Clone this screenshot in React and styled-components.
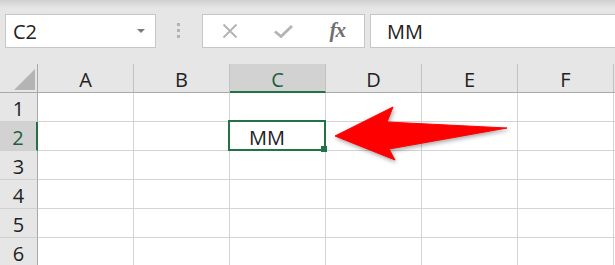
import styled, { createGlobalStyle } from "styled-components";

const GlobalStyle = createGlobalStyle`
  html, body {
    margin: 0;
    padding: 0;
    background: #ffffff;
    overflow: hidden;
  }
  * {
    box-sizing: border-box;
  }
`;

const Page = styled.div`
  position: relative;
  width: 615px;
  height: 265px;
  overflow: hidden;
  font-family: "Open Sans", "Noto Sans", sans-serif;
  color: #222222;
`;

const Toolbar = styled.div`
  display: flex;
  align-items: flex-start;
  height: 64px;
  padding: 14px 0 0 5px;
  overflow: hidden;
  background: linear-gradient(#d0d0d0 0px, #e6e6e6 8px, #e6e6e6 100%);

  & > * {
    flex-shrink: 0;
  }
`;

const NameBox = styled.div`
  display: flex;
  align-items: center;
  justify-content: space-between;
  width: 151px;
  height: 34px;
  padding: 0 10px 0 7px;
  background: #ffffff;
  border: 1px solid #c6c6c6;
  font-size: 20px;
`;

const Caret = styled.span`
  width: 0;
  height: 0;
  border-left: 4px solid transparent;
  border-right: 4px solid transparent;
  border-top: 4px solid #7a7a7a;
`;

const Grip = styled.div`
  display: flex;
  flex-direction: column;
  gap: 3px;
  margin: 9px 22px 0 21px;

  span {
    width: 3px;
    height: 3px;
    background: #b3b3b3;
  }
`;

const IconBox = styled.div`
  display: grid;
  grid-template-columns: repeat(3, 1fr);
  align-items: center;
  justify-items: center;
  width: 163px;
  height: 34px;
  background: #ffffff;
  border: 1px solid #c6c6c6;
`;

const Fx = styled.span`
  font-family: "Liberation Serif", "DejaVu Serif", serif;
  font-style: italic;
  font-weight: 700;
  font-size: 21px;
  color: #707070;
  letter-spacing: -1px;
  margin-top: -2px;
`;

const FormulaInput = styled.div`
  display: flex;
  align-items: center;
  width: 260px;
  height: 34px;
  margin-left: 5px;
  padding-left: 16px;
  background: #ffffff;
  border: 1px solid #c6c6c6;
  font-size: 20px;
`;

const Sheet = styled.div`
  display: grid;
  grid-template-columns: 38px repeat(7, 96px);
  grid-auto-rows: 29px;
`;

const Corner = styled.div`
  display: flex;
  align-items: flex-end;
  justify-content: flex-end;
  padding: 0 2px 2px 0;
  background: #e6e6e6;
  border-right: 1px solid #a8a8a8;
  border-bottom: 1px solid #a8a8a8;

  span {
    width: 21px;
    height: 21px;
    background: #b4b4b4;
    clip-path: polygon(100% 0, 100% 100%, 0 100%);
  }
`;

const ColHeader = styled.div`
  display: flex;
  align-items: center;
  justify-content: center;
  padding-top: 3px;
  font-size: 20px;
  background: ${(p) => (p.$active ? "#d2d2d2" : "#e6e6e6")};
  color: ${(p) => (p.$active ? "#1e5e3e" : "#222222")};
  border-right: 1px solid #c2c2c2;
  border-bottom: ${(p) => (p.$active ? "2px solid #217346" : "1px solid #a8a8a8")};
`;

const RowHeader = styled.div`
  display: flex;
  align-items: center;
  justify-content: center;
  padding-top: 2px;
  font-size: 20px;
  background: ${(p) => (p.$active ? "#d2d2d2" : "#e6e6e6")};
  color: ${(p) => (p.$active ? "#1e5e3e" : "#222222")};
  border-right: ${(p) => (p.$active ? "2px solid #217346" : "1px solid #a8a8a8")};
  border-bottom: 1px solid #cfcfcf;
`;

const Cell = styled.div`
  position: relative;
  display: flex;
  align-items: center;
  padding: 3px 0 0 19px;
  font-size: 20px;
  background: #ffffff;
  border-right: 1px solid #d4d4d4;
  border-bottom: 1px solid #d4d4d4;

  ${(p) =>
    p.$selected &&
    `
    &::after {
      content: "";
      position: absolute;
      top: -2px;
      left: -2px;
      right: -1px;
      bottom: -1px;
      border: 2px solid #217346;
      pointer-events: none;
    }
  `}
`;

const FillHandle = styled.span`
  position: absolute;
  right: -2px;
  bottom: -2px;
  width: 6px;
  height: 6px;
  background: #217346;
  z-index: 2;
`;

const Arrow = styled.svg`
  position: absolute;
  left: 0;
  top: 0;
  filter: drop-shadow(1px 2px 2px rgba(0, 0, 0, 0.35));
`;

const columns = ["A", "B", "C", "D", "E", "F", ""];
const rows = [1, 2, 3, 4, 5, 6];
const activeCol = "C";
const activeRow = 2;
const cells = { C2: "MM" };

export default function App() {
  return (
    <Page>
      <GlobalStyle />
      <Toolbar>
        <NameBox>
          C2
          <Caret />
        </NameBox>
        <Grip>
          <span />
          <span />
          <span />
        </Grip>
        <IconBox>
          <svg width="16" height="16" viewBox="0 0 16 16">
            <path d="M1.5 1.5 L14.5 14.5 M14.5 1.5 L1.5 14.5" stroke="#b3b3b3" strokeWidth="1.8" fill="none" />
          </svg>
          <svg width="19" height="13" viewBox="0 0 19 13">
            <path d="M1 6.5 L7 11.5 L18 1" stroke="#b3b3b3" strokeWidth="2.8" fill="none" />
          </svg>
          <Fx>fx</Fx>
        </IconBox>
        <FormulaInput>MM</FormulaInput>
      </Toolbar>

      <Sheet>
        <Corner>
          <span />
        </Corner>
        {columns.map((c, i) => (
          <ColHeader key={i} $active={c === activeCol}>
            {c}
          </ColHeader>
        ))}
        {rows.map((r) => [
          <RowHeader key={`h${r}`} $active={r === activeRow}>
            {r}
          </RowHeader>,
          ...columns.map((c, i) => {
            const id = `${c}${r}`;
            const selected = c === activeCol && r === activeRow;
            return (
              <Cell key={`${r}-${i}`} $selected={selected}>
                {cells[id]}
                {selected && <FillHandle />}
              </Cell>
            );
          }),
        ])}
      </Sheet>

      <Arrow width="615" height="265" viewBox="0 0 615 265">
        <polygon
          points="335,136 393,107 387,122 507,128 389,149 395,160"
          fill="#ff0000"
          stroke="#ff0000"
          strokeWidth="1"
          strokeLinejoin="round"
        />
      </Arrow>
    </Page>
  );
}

=-=-=-=-=

__Aim of the task__: Go through the lines above. Select every one that has the string "components".

__Finished exercise__:
Clone this screenshot in React and styled-components.
import styled, { createGlobalStyle } from "styled-components";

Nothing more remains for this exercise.